Brief: Check every line below for the string "styled", and copy the lines that contain it.

Data section:

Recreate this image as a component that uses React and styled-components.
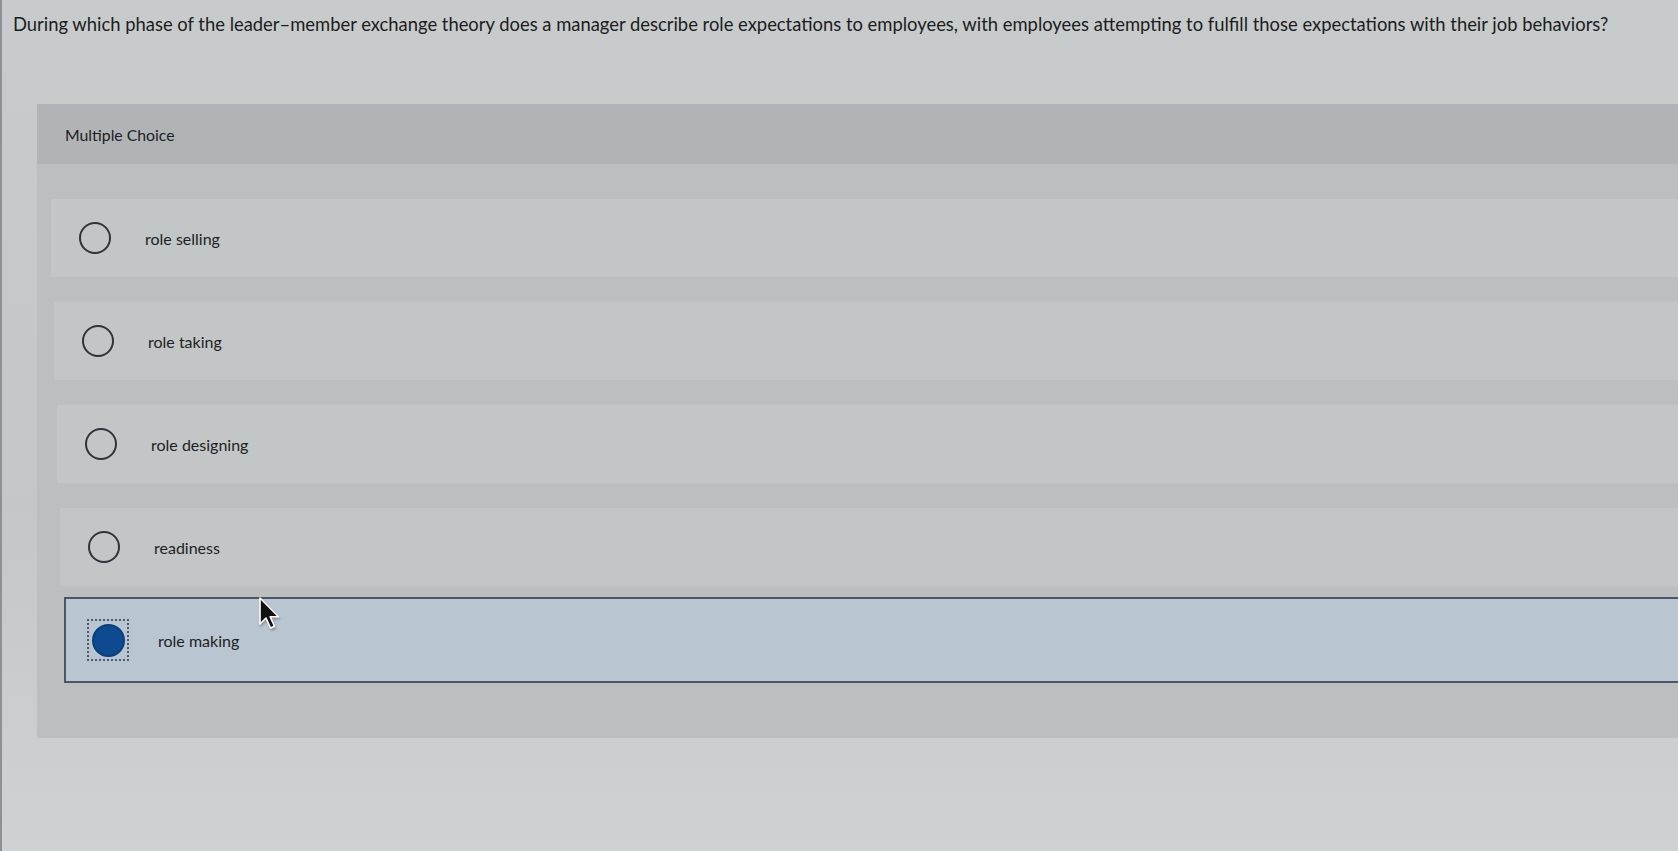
import React from 'react';
import styled, { createGlobalStyle } from 'styled-components';

const GlobalStyle = createGlobalStyle`
	html, body {
		margin: 0;
		padding: 0;
		background: #c9cbcc;
	}
	body {
		font-family: Lato, "Open Sans", "Liberation Sans", sans-serif;
		color: #1d1f22;
	}
`;

const Page = styled.div`
	position: relative;
	width: 1678px;
	height: 851px;
	overflow: hidden;
	border-left: 2px solid #8e9193;
	box-sizing: border-box;
	background: linear-gradient( 180deg, #c8cbcc 0%, #c4c7c8 60%, #cfd2d2 100% );
`;

const Question = styled.p`
	margin: 0;
	padding: 12px 0 0 11px;
	font-size: 18.4px;
	line-height: 25px;
	color: #1b1d20;
`;

const Panel = styled.section`
	margin: 67px 0 0 35px;
	height: 634px;
	background: #bcbfc0;
	display: flex;
	flex-direction: column;
`;

const PanelHeader = styled.div`
	height: 60px;
	display: flex;
	align-items: center;
	padding-left: 28px;
	background: #b1b4b6;
	font-size: 15.8px;
	color: #1e2023;
`;

const OptionList = styled.ul`
	list-style: none;
	margin: 0;
	padding: 35px 0 0;
	display: flex;
	flex-direction: column;
	gap: 25px;
`;

const Option = styled.li`
	margin-left: ${ ( p ) => p.indent }px;
	margin-top: ${ ( p ) => ( p.selected ? '-14px' : '0' ) };
	height: ${ ( p ) => ( p.selected ? 86 : 78 ) }px;
	display: flex;
	align-items: center;
	padding-left: 28px;
	box-sizing: border-box;
	background: ${ ( p ) => ( p.selected ? '#b9c5d0' : '#c3c6c7' ) };
	border: ${ ( p ) => ( p.selected ? '2px solid #4b5668' : 'none' ) };
	border-right: none;
	font-size: 16px;
	color: #1d1f22;
`;

const RadioWrap = styled.span`
	width: 42px;
	height: 42px;
	display: flex;
	align-items: center;
	justify-content: center;
	box-sizing: border-box;
	margin-left: ${ ( p ) => ( p.selected ? '-7px' : '-5px' ) };
	border: ${ ( p ) => ( p.selected ? '2px dotted #4e5a6a' : 'none' ) };
`;

const Radio = styled.span`
	width: ${ ( p ) => ( p.selected ? 33 : 32 ) }px;
	height: ${ ( p ) => ( p.selected ? 33 : 32 ) }px;
	border-radius: 50%;
	box-sizing: border-box;
	border: 2px solid ${ ( p ) => ( p.selected ? '#0b3f7e' : '#30333a' ) };
	background: ${ ( p ) => ( p.selected ? '#0d4a8f' : 'transparent' ) };
`;

const Label = styled.span`
	margin-left: 29px;
`;

const Cursor = styled.svg`
	position: absolute;
	left: 256px;
	top: 596px;
	width: 26px;
	height: 36px;
	filter: drop-shadow( 1px 2px 1px rgba( 0, 0, 0, 0.25 ) );
`;

const options = [
	{ label: 'role selling' },
	{ label: 'role taking' },
	{ label: 'role designing' },
	{ label: 'readiness' },
	{ label: 'role making', selected: true },
];

const App = () => (
	<>
		<GlobalStyle />
		<Page>
			<Question>
				During which phase of the leader–member exchange theory does a manager describe role expectations to employees, with employees attempting to fulfill those expectations with their job behaviors?
			</Question>
			<Panel>
				<PanelHeader>Multiple Choice</PanelHeader>
				<OptionList>
					{ options.map( ( opt, i ) => (
						<Option key={ opt.label } indent={ 14 + i * 3 + ( opt.selected ? 1 : 0 ) } selected={ opt.selected }>
							<RadioWrap selected={ opt.selected }>
								<Radio selected={ opt.selected } />
							</RadioWrap>
							<Label>{ opt.label }</Label>
						</Option>
					) ) }
				</OptionList>
			</Panel>
			<Cursor viewBox="0 0 26 36">
				<path d="M2 2 L2 28 L8 22 L12.5 32 L16.5 30.2 L12.2 20.8 L20.5 20.8 Z" fill="#111" stroke="#fff" strokeWidth="1.6" strokeLinejoin="round" />
			</Cursor>
		</Page>
	</>
);

export default App;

Response:
Recreate this image as a component that uses React and styled-components.
import styled, { createGlobalStyle } from 'styled-components';
const Page = styled.div`
const Question = styled.p`
const Panel = styled.section`
const PanelHeader = styled.div`
const OptionList = styled.ul`
const Option = styled.li`
const RadioWrap = styled.span`
const Radio = styled.span`
const Label = styled.span`
const Cursor = styled.svg`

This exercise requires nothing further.